%%
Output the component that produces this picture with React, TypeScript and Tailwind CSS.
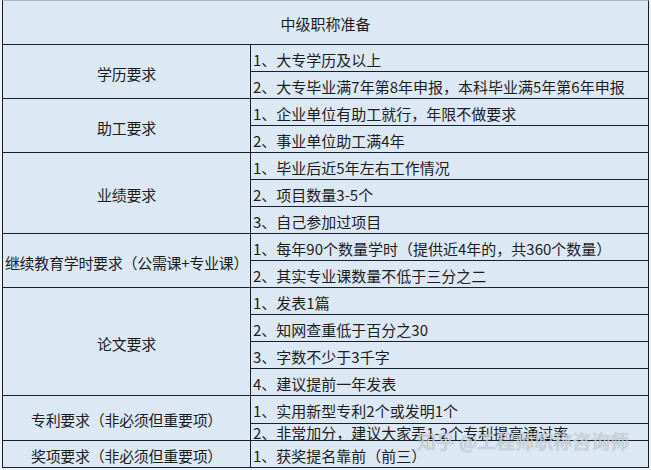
import React from "react";

const font = { fontFamily: '"Noto Sans CJK SC", "Noto Sans", sans-serif' };

type Group = { title: string; span: string; items: string[] };

const groups: Group[] = [
  { title: "学历要求", span: "row-span-2", items: ["1、大专学历及以上", "2、大专毕业满7年第8年申报，本科毕业满5年第6年申报"] },
  { title: "助工要求", span: "row-span-2", items: ["1、企业单位有助工就行，年限不做要求", "2、事业单位助工满4年"] },
  { title: "业绩要求", span: "row-span-3", items: ["1、毕业后近5年左右工作情况", "2、项目数量3-5个", "3、自己参加过项目"] },
  { title: "继续教育学时要求（公需课+专业课）", span: "row-span-2", items: ["1、每年90个数量学时（提供近4年的，共360个数量）", "2、其实专业课数量不低于三分之二"] },
  { title: "论文要求", span: "row-span-4", items: ["1、发表1篇", "2、知网查重低于百分之30", "3、字数不少于3千字", "4、建议提前一年发表"] },
  { title: "专利要求（非必须但重要项）", span: "row-span-2", items: ["1、实用新型专利2个或发明1个", "2、非常加分，建议大家弄1-2个专利提高通过率"] },
  { title: "奖项要求（非必须但重要项）", span: "row-span-1", items: ["1、获奖提名靠前（前三）"] },
];

export default function App() {
  return (
    <div className="relative w-[651px] h-[470px] bg-[#eef3f8] pl-[2px] text-[#1d1d1d]" style={font}>
      <div className="grid w-[647px] grid-cols-[247px_397px] grid-rows-[43px_repeat(13,26px)_27px_16px_26px] gap-px bg-[#18202c] border-t border-t-[#aab5c1] border-x border-b border-x-[#18202c] border-b-[#18202c] text-[15px] leading-none">
        <div className="col-span-2 flex items-center justify-center bg-[#dce8f4] pt-[2px]">中级职称准备</div>
        {groups.map((g) => (
          <React.Fragment key={g.title}>
            <div className={`${g.span} col-start-1 flex items-center justify-center whitespace-nowrap bg-[#dce8f4] pt-[3px] tracking-[-0.3px]`}>
              {g.title}
            </div>
            {g.items.map((it, i) => (
              <div
                key={it}
                className={
                  g.title.startsWith("专利") && i === 1
                    ? "col-start-2 flex items-start overflow-hidden whitespace-nowrap bg-[#dce8f4] pl-[2px] pt-[1px]"
                    : "col-start-2 flex items-center whitespace-nowrap bg-[#dce8f4] pl-[2px] pt-[2px]"
                }
              >
                {it}
              </div>
            ))}
          </React.Fragment>
        ))}
      </div>
      <div
        className="absolute left-[417px] top-[431px] whitespace-nowrap text-[19px] leading-none text-[#eef2f6]/70"
        style={{ textShadow: "0 0 1px rgba(90,100,110,0.7)" }}
      >
        知乎 @工程师职称咨询师
      </div>
    </div>
  );
}
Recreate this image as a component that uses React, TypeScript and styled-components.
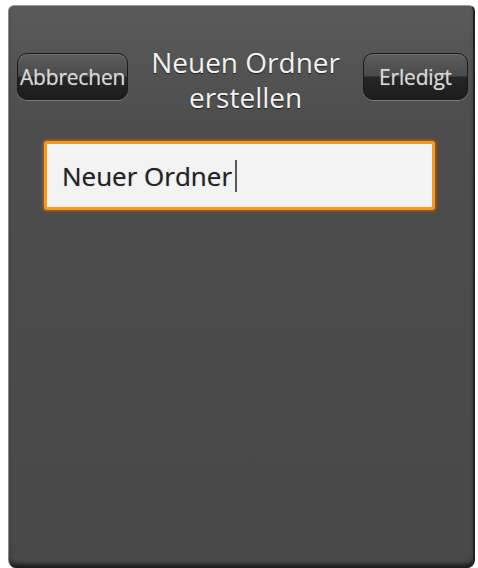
import React from "react";
import styled, { createGlobalStyle } from "styled-components";

const Global = createGlobalStyle`
  html, body { margin: 0; padding: 0; background: #ffffff; }
  body { width: 478px; height: 568px; overflow: hidden; font-family: "Open Sans", "DejaVu Sans", sans-serif; }
`;

const Screen = styled.div`
  margin: 5px 3px 0 8px;
  height: 563px;
  box-sizing: border-box;
  background: linear-gradient(#5a5a5a 0px, #4d4d4d 120px, #484848 100%);
  border-top: 1px solid #9a9a9a;
  border-left: 1px solid #8a8a8a;
  border-right: 2px solid #232323;
  border-radius: 6px 6px 8px 8px;
  box-shadow: inset 0 -6px 4px -2px #1c1c1c;
  display: flex;
  flex-direction: column;
`;

const Header = styled.div`
  display: flex;
  align-items: flex-start;
  padding: 39px 5px 0 8px;
`;

const Title = styled.h1`
  flex: 1;
  margin: 0;
  text-align: center;
  font-weight: 400;
  font-size: 28px;
  line-height: 35px;
  color: #f2f2f2;
  text-shadow: 0 1px 1px rgba(0, 0, 0, 0.6);
`;

const BarButton = styled.button`
  margin-top: 8px;
  height: 47px;
  min-width: 105px;
  padding: 0 2px;
  box-sizing: border-box;
  border: 1px solid #1a1a1a;
  border-radius: 10px;
  background: linear-gradient(#5c5c5c 0%, #4a4a4a 48%, #262626 52%, #1c1c1c 100%);
  box-shadow: 0 1px 0 rgba(255, 255, 255, 0.25), inset 0 1px 0 rgba(255, 255, 255, 0.12);
  color: #d6d6d6;
  font-family: "Open Sans", "DejaVu Sans", sans-serif;
  font-size: 21px;
  letter-spacing: -0.2px;
  text-shadow: 0 0 1px rgba(214, 214, 214, 0.6);
  display: flex;
  align-items: center;
  justify-content: center;
`;

const Field = styled.div`
  margin: 26px 38px 0 35px;
  height: 69px;
  box-sizing: border-box;
  border: 3px solid #f39a25;
  border-radius: 3px;
  box-shadow: 0 0 3px 1px #b8600e;
  background: #f3f3f3;
  display: flex;
  align-items: center;
  padding-left: 15px;
`;

const FieldText = styled.span`
  font-size: 26px;
  color: #222222;
  text-shadow: 0 0 1px rgba(34, 34, 34, 0.5);
`;

const Caret = styled.span`
  display: inline-block;
  width: 2px;
  height: 32px;
  margin-left: 3px;
  background: #5a5a5a;
`;

export default function App() {
  return (
    <>
      <Global />
      <Screen>
        <Header>
          <BarButton>Abbrechen</BarButton>
          <Title>
            Neuen Ordner
            <br />
            erstellen
          </Title>
          <BarButton>Erledigt</BarButton>
        </Header>
        <Field>
          <FieldText>Neuer Ordner</FieldText>
          <Caret />
        </Field>
      </Screen>
    </>
  );
}
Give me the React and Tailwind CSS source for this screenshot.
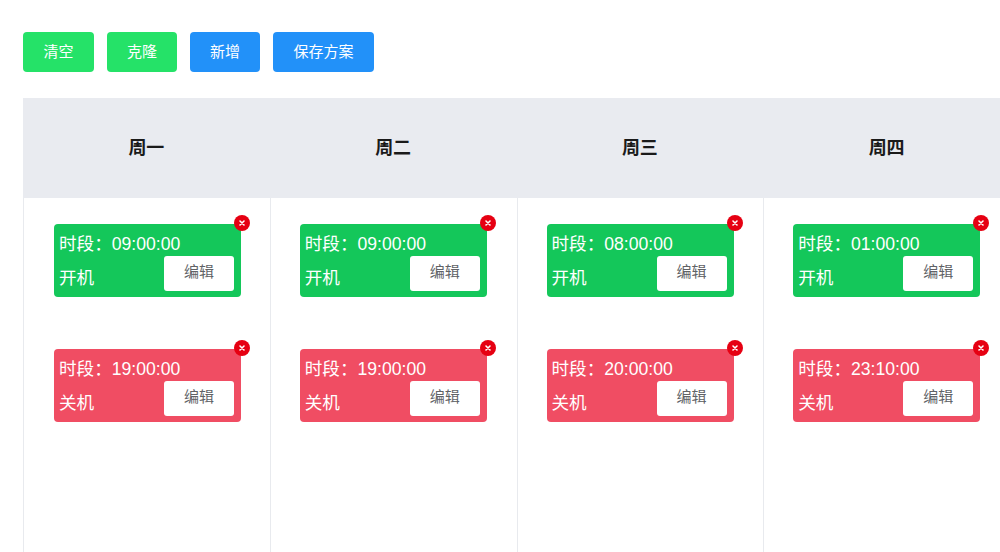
import React from 'react';

const font = "font-['Liberation_Sans','Noto_Sans_CJK_SC',sans-serif]";

const days = [
  { name: '周一', on: '09:00:00', off: '19:00:00', pad: 'pl-[30px]' },
  { name: '周二', on: '09:00:00', off: '19:00:00', pad: 'pl-[29px]' },
  { name: '周三', on: '08:00:00', off: '20:00:00', pad: 'pl-[29px]' },
  { name: '周四', on: '01:00:00', off: '23:10:00', pad: 'pl-[29px]' },
];

const ToolButton = ({ label, color, width }) => (
  <button className={`h-10 rounded-[4px] text-[15px] text-white ${color} ${width}`}>{label}</button>
);

const Slot = ({ time, label, color }) => (
  <div className={`relative h-[73px] w-[187px] rounded-[4px] pl-[5px] text-[17.6px] text-white ${color}`}>
    <div className="h-10 pt-2 leading-6">{'时段\uFF1A' + time}</div>
    <div className="absolute bottom-[7px] left-[5px] leading-6">{label}</div>
    <button className="absolute bottom-[6px] right-[7px] h-[35px] w-[70px] rounded-[3px] bg-white pb-[2px] text-[15px] text-[#606266]">编辑</button>
    <span className="absolute -right-[9px] -top-[9px] flex h-4 w-4 items-center justify-center rounded-full bg-[#e60012]">
      <svg width="8" height="8" viewBox="0 0 8 8">
        <path d="M2 2l4 4M6 2l-4 4" stroke="#fff" strokeWidth="1.6" strokeLinecap="round" />
      </svg>
    </span>
  </div>
);

export default function App() {
  return (
    <div lang="zh-CN" className={`h-[552px] w-[1000px] overflow-hidden bg-white ${font}`}>
      <div className="flex gap-[13px] pl-[23px] pt-8">
        <ToolButton label="清空" color="bg-[#25e268]" width="w-[71px]" />
        <ToolButton label="克隆" color="bg-[#25e268]" width="w-[70px]" />
        <ToolButton label="新增" color="bg-[#2291f9]" width="w-[70px]" />
        <ToolButton label="保存方案" color="bg-[#2291f9]" width="w-[101px]" />
      </div>

      <div className="ml-[23px] mt-[26px] flex w-[987px]">
        {days.map((day) => (
          <div key={day.name} className="w-[246.75px] shrink-0">
            <div className="flex h-[100px] items-center justify-center bg-[#e9ebf0] text-lg font-bold text-[#1a1a1a]">
              {day.name}
            </div>
            <div className={`flex h-[354px] flex-col gap-[52px] border-l border-[#e8eaee] pt-[26px] ${day.pad}`}>
              <Slot time={day.on} label="开机" color="bg-[#14c75a]" />
              <Slot time={day.off} label="关机" color="bg-[#f04d63]" />
            </div>
          </div>
        ))}
      </div>
    </div>
  );
}
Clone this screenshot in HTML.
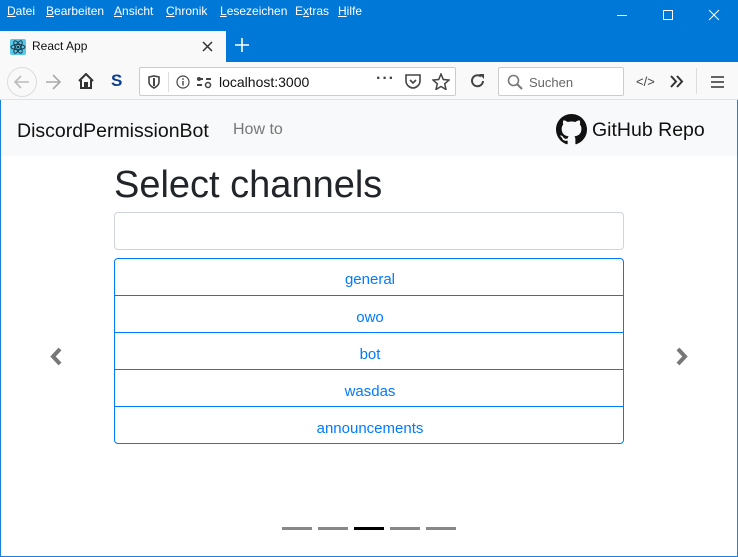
<!DOCTYPE html>
<html><head><meta charset="utf-8"><style>
*{box-sizing:border-box;margin:0;padding:0}
body{width:738px;height:557px;overflow:hidden;font-family:"Liberation Sans",sans-serif;background:#fff;position:relative}
.abs{position:absolute}
.title{left:0;top:0;width:738px;height:31px;background:#0078d7;color:#fff;font-size:12px}
.menu span{position:absolute;top:4px}
.tabrow{left:0;top:31px;width:738px;height:31px;background:#0078d7}
.tab{left:0;top:31px;width:226px;height:31px;background:#f9f9fa}
.nav{left:0;top:62px;width:738px;height:38px;background:#f9f9fa;border-bottom:1px solid #e0e0e0}
.url{left:139px;top:67px;width:317px;height:29px;background:#fff;border:1px solid #ccc;border-radius:2px}
.search{left:498px;top:67px;width:126px;height:29px;background:#fff;border:1px solid #ccc;border-radius:2px}
.bnav{left:1px;top:100px;width:736px;height:56px;background:#f8f9fa}
.win{left:0;top:100px;width:738px;height:457px;border:1px solid #1a82d9;border-top:none}
.item{position:absolute;left:0;width:510px;height:37px;border-top:1px solid #007bff;color:#007bff;font-size:15px;text-align:center;line-height:43px}
.ind{position:absolute;top:527px;width:30px;height:3px;background:#888}
</style></head><body>
<div class="abs title menu">
<span style="left:7px"><u>D</u>atei</span><span style="left:46px"><u>B</u>earbeiten</span><span style="left:114px"><u>A</u>nsicht</span><span style="left:166px"><u>C</u>hronik</span><span style="left:220px"><u>L</u>esezeichen</span><span style="left:295px">E<u>x</u>tras</span><span style="left:338px"><u>H</u>ilfe</span>
<div class="abs" style="left:617px;top:15px;width:10px;height:1px;background:#fff"></div>
<div class="abs" style="left:663px;top:10px;width:10px;height:10px;border:1px solid #fff"></div>
<svg class="abs" style="left:708px;top:9px" width="12" height="12"><path d="M1 1L11 11M11 1L1 11" stroke="#fff" stroke-width="1"/></svg>
</div>
<div class="abs tabrow"></div>
<div class="abs tab">
<svg class="abs" style="left:10px;top:8px" width="16" height="16"><rect width="16" height="16" rx="2" fill="#5ac8e8"/><g fill="none" stroke="#1d3a4a" stroke-width="1"><ellipse cx="8" cy="8" rx="7" ry="2.6"/><ellipse cx="8" cy="8" rx="7" ry="2.6" transform="rotate(60 8 8)"/><ellipse cx="8" cy="8" rx="7" ry="2.6" transform="rotate(120 8 8)"/></g><circle cx="8" cy="8" r="1.3" fill="#1d3a4a"/></svg>
<span class="abs" style="left:32px;top:8px;font-size:12px;color:#111">React App</span>
<svg class="abs" style="left:202px;top:10px" width="11" height="11"><path d="M1 1L10 10M10 1L1 10" stroke="#333" stroke-width="1.5"/></svg>
</div>
<svg class="abs" style="left:235px;top:38px" width="14" height="14"><path d="M7 0V14M0 7H14" stroke="#fff" stroke-width="1.6"/></svg>
<div class="abs nav"></div>
<svg class="abs" style="left:6px;top:66px" width="32" height="32"><circle cx="16" cy="16" r="14.5" fill="none" stroke="#ddd"/><path d="M23 16H10M15 10L9 16L15 22" stroke="#bbb" stroke-width="1.6" fill="none"/></svg>
<svg class="abs" style="left:44px;top:74px" width="18" height="16"><path d="M16 8H2M9 1L16 8L9 15" stroke="#aaa" stroke-width="1.6" fill="none"/></svg>
<svg class="abs" style="left:78px;top:73px" width="16" height="16"><path d="M1 8L8 1L15 8M3 7V15H7V10H9V15H13V7" stroke="#333" stroke-width="2" fill="none"/></svg>
<span class="abs" style="left:111px;top:71px;font-weight:bold;font-size:17px;color:#0b3d91">S</span>
<div class="abs url"></div>
<svg class="abs" style="left:148px;top:75px" width="12" height="14"><path d="M1 2L6 1L11 2V7C11 10 8 12 6 13C4 12 1 10 1 7Z" fill="none" stroke="#444" stroke-width="1.6"/><path d="M6 3V11" stroke="#444" stroke-width="2"/></svg>
<div class="abs" style="left:168px;top:72px;width:1px;height:20px;background:#ddd"></div>
<svg class="abs" style="left:176px;top:75px" width="14" height="14"><circle cx="7" cy="7" r="6" fill="none" stroke="#444" stroke-width="1.2"/><path d="M7 6V10.5" stroke="#444" stroke-width="1.4"/><circle cx="7" cy="4" r="0.9" fill="#444"/></svg>
<svg class="abs" style="left:196px;top:75px" width="16" height="14"><path d="M1 4H7M1 10H6" stroke="#444" stroke-width="2"/><circle cx="3" cy="4" r="2" fill="#444"/><circle cx="12" cy="10" r="2.5" fill="none" stroke="#444" stroke-width="1.5"/><path d="M10 4H15" stroke="#444" stroke-width="2"/></svg>
<span class="abs" style="left:219px;top:74px;font-size:14px;color:#111">localhost:3000</span>
<span class="abs" style="left:376px;top:70px;font-size:16px;color:#444;font-weight:bold;letter-spacing:1px">···</span>
<svg class="abs" style="left:405px;top:74px" width="16" height="15"><path d="M1 1H15V7C15 11 11 14 8 14C5 14 1 11 1 7Z" fill="none" stroke="#444" stroke-width="1.6"/><path d="M5 6L8 9L11 6" fill="none" stroke="#444" stroke-width="1.6"/></svg>
<svg class="abs" style="left:432px;top:73px" width="18" height="17"><path d="M9 1L11.3 6.5L17 7L12.7 10.8L14 16.5L9 13.5L4 16.5L5.3 10.8L1 7L6.7 6.5Z" fill="none" stroke="#444" stroke-width="1.5"/></svg>
<svg class="abs" style="left:470px;top:73px" width="16" height="16"><path d="M13 8A5.5 5.5 0 1 1 11 3.5" fill="none" stroke="#444" stroke-width="2"/><path d="M9 1H14V6Z" fill="#444"/></svg>
<div class="abs search"></div>
<svg class="abs" style="left:507px;top:74px" width="16" height="16"><circle cx="6.5" cy="6.5" r="5" fill="none" stroke="#777" stroke-width="1.6"/><path d="M10 10L15 15" stroke="#777" stroke-width="2"/></svg>
<span class="abs" style="left:529px;top:75px;font-size:13px;color:#666">Suchen</span>
<span class="abs" style="left:636px;top:74px;font-size:13px;color:#444">&lt;/&gt;</span>
<svg class="abs" style="left:670px;top:75px" width="14" height="13"><path d="M1 1L6 6.5L1 12M7 1L12 6.5L7 12" fill="none" stroke="#333" stroke-width="2"/></svg>
<div class="abs" style="left:696px;top:68px;width:1px;height:26px;background:#ddd"></div>
<svg class="abs" style="left:711px;top:76px" width="13" height="12"><path d="M0 1H13M0 6H13M0 11H13" stroke="#333" stroke-width="1.6"/></svg>
<div class="abs bnav"></div>
<span class="abs" style="left:17px;top:120px;font-size:19.5px;color:#111">DiscordPermissionBot</span>
<span class="abs" style="left:233px;top:121px;font-size:16px;color:#777">How to</span>
<svg class="abs" style="left:556px;top:114px" width="31" height="31" viewBox="0 0 16 16"><path fill="#111" d="M8 0C3.58 0 0 3.580 0 8c0 3.54 2.29 6.53 5.470 7.59.4.07.55-.17.55-.38 0-.19-.01-.82-.01-1.49-2.01.37-2.53-.49-2.690-.94-.09-.23-.48-.94-.82-1.13-.28-.15-.68-.52-.01-.53.63-.01 1.08.58 1.23.82.72 1.21 1.87.87 2.33.66.07-.52.28-.87.51-1.07-1.78-.2-3.64-.89-3.64-3.95 0-.87.31-1.59.82-2.15-.08-.2-.36-1.02.08-2.12 0 0 .67-.21 2.2.82.64-.18 1.32-.27 2-.27.68 0 1.36.09 2 .27 1.53-1.04 2.2-.82 2.2-.82.44 1.1.16 1.92.08 2.12.51.56.82 1.27.82 2.15 0 3.07-1.87 3.75-3.65 3.95.29.25.54.73.54 1.48 0 1.07-.01 1.93-.01 2.2 0 .21.15.46.55.38A8.013 8.013 0 0016 8c0-4.42-3.58-8-8-8z"/></svg>
<span class="abs" style="left:592px;top:119px;font-size:19.5px;color:#111">GitHub Repo</span>
<div class="abs" style="left:114px;top:163px;font-size:38px;color:#212529;line-height:44px">Select channels</div>
<div class="abs" style="left:114px;top:212px;width:510px;height:38px;border:1px solid #ced4da;border-radius:4px"></div>
<div class="abs" style="left:114px;top:258px;width:510px;height:186px;border:1px solid #007bff;border-radius:4px;overflow:hidden">
<div class="item" style="top:-1px;border-top:none">general</div>
<div class="item" style="top:36px">owo</div>
<div class="item" style="top:73px">bot</div>
<div class="item" style="top:110px">wasdas</div>
<div class="item" style="top:147px">announcements</div>
</div>
<svg class="abs" style="left:49px;top:347px" width="14" height="19"><path d="M11 2L4 9.5L11 17" fill="none" stroke="#777" stroke-width="4"/></svg>
<svg class="abs" style="left:675px;top:347px" width="14" height="19"><path d="M3 2L10 9.5L3 17" fill="none" stroke="#777" stroke-width="4"/></svg>
<div class="ind" style="left:282px"></div><div class="ind" style="left:318px"></div><div class="ind" style="left:354px;background:#000"></div><div class="ind" style="left:390px"></div><div class="ind" style="left:426px"></div>
<div class="abs win"></div>
</body></html>
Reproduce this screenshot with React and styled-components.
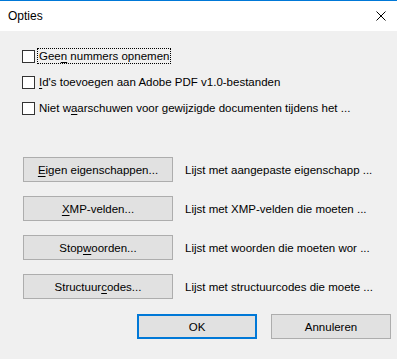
%%
■ Aim of the task ■
Restate the material word for word from its first line through the line containing "string; span: string;", both included; the pictures do not belong in it.

■ Exercise answer ■
Output the component that produces this picture with React, TypeScript and Tailwind CSS.
import React from "react";

const font = { fontFamily: '"Noto Sans CJK SC", "Noto Sans", sans-serif' };

type Group = { title: string; span: string; items: string[] };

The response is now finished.